Material shown:
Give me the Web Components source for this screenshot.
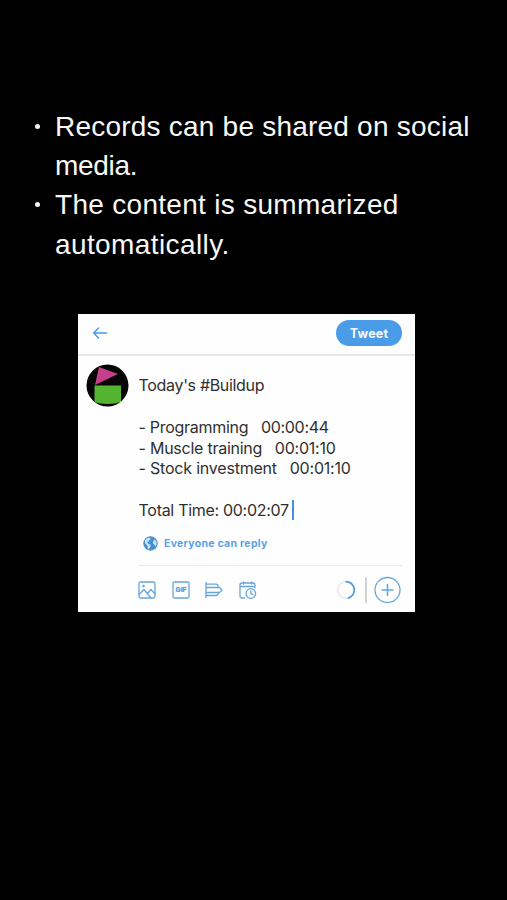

...

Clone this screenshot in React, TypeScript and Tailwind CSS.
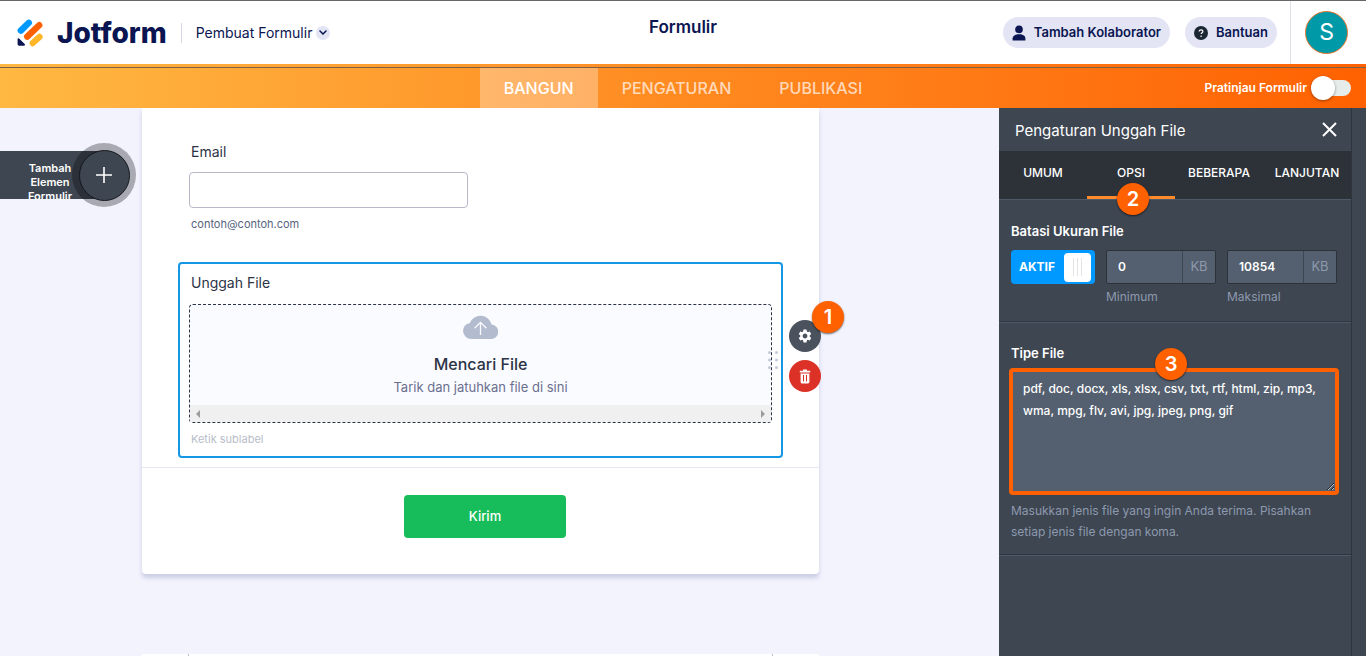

--

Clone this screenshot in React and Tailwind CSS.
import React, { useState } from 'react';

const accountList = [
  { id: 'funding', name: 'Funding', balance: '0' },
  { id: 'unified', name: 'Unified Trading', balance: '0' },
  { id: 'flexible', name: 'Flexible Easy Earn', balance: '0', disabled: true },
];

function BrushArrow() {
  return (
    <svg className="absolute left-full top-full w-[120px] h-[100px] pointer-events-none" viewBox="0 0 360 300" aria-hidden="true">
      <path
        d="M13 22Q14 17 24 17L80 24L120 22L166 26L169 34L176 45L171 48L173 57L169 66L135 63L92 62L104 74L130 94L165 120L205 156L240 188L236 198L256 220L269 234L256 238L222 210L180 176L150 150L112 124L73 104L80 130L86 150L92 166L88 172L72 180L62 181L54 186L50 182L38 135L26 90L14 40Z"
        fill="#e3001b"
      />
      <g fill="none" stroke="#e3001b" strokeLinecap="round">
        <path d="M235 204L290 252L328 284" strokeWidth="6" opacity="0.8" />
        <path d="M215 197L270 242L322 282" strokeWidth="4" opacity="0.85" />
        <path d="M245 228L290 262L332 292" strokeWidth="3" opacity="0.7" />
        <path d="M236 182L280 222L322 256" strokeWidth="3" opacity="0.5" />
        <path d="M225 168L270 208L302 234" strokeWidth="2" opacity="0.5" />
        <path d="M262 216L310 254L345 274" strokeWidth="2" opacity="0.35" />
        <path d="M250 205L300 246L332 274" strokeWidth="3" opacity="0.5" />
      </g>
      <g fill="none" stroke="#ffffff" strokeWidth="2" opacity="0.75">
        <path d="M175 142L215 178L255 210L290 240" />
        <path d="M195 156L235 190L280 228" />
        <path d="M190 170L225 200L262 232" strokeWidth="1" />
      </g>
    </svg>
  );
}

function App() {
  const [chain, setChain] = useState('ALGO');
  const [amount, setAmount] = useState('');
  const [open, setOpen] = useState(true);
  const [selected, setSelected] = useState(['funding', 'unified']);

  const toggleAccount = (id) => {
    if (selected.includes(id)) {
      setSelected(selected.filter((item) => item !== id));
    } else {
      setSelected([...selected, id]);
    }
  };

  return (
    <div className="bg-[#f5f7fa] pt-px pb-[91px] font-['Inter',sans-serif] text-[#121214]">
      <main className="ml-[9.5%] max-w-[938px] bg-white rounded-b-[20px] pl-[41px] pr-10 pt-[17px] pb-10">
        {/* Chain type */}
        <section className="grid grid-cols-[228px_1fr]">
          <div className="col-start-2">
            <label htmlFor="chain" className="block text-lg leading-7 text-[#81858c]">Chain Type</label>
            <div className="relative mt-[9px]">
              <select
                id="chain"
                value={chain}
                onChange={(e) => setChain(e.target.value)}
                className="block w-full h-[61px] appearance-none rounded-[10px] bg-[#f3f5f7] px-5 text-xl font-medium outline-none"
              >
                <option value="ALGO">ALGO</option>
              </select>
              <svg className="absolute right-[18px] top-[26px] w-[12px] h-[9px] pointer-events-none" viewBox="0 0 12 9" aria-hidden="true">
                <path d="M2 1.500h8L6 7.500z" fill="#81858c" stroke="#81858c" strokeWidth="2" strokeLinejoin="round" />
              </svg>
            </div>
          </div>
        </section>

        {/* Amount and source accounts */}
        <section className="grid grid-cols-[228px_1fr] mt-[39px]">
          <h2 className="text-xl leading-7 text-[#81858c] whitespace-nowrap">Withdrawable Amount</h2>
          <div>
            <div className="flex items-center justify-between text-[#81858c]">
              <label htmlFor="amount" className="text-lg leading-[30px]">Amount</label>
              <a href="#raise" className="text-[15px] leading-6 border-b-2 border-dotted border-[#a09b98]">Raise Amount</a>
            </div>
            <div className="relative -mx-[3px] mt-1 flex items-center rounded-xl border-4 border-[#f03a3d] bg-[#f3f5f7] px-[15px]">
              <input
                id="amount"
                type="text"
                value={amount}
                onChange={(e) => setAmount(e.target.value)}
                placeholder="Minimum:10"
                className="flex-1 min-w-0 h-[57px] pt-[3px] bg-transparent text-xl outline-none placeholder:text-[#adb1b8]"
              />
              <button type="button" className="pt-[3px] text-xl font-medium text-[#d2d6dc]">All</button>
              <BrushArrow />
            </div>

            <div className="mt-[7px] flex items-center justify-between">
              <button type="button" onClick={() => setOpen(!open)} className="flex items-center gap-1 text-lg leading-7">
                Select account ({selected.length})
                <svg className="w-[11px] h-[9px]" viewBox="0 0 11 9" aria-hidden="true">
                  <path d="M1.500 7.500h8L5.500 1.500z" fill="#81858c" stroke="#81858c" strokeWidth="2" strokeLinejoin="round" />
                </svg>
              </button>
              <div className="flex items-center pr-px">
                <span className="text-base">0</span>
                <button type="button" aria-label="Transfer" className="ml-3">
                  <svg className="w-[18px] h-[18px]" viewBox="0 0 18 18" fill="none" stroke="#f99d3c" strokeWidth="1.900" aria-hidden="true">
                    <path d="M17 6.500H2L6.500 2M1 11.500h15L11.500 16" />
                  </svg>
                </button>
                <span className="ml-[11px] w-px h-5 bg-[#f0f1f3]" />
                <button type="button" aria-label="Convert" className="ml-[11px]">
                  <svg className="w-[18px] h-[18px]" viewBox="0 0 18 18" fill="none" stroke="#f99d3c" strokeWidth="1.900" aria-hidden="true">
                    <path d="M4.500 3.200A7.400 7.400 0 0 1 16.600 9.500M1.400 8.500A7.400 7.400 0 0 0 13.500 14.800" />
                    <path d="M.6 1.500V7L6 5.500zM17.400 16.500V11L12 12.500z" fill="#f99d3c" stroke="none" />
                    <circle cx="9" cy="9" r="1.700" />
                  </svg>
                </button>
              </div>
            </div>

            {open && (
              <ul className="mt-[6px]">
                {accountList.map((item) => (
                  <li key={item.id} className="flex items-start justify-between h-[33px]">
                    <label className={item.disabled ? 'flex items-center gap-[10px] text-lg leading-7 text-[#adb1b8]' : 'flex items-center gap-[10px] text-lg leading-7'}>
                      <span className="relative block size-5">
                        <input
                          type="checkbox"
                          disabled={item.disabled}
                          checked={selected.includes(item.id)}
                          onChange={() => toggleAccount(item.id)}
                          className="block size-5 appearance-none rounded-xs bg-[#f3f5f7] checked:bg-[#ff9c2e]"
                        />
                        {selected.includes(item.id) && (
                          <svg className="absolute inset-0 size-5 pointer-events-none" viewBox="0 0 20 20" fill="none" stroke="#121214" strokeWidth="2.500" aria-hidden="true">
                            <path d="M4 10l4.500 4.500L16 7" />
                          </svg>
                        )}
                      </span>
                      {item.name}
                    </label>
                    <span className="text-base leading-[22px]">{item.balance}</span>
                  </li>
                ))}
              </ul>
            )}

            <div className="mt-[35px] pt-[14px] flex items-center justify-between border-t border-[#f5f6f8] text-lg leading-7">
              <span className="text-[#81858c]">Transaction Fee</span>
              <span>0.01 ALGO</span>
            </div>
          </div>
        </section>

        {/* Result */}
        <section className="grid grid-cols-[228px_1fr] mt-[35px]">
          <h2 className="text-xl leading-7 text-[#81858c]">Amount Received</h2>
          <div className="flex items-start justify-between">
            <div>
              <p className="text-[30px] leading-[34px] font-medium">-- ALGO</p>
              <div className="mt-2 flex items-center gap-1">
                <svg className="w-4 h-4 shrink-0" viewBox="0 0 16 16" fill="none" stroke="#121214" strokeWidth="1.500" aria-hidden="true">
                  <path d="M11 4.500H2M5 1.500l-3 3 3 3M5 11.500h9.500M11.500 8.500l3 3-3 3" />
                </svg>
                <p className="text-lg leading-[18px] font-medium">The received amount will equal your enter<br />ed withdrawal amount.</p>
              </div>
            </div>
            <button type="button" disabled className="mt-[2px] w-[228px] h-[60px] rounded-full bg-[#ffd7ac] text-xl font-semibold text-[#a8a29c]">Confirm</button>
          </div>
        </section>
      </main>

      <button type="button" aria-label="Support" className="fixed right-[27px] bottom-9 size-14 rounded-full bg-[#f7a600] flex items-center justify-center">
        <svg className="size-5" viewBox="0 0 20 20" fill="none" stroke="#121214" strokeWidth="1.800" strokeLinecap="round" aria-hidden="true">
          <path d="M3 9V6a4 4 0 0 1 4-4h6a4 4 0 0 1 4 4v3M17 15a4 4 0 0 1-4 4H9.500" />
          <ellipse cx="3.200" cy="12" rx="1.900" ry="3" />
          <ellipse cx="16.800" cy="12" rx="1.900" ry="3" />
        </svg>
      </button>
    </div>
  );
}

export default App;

Task to carry out:
Transcribe the lines above from the one with "Clone this screenshot in React and" through the one with "const [selected, setSelected]". Include both ends and leave out every other line.

Problem solution:
Clone this screenshot in React and Tailwind CSS.
import React, { useState } from 'react';

const accountList = [
  { id: 'funding', name: 'Funding', balance: '0' },
  { id: 'unified', name: 'Unified Trading', balance: '0' },
  { id: 'flexible', name: 'Flexible Easy Earn', balance: '0', disabled: true },
];

function BrushArrow() {
  return (
    <svg className="absolute left-full top-full w-[120px] h-[100px] pointer-events-none" viewBox="0 0 360 300" aria-hidden="true">
      <path
        d="M13 22Q14 17 24 17L80 24L120 22L166 26L169 34L176 45L171 48L173 57L169 66L135 63L92 62L104 74L130 94L165 120L205 156L240 188L236 198L256 220L269 234L256 238L222 210L180 176L150 150L112 124L73 104L80 130L86 150L92 166L88 172L72 180L62 181L54 186L50 182L38 135L26 90L14 40Z"
        fill="#e3001b"
      />
      <g fill="none" stroke="#e3001b" strokeLinecap="round">
        <path d="M235 204L290 252L328 284" strokeWidth="6" opacity="0.8" />
        <path d="M215 197L270 242L322 282" strokeWidth="4" opacity="0.85" />
        <path d="M245 228L290 262L332 292" strokeWidth="3" opacity="0.7" />
        <path d="M236 182L280 222L322 256" strokeWidth="3" opacity="0.5" />
        <path d="M225 168L270 208L302 234" strokeWidth="2" opacity="0.5" />
        <path d="M262 216L310 254L345 274" strokeWidth="2" opacity="0.35" />
        <path d="M250 205L300 246L332 274" strokeWidth="3" opacity="0.5" />
      </g>
      <g fill="none" stroke="#ffffff" strokeWidth="2" opacity="0.75">
        <path d="M175 142L215 178L255 210L290 240" />
        <path d="M195 156L235 190L280 228" />
        <path d="M190 170L225 200L262 232" strokeWidth="1" />
      </g>
    </svg>
  );
}

function App() {
  const [chain, setChain] = useState('ALGO');
  const [amount, setAmount] = useState('');
  const [open, setOpen] = useState(true);
  const [selected, setSelected] = useState(['funding', 'unified']);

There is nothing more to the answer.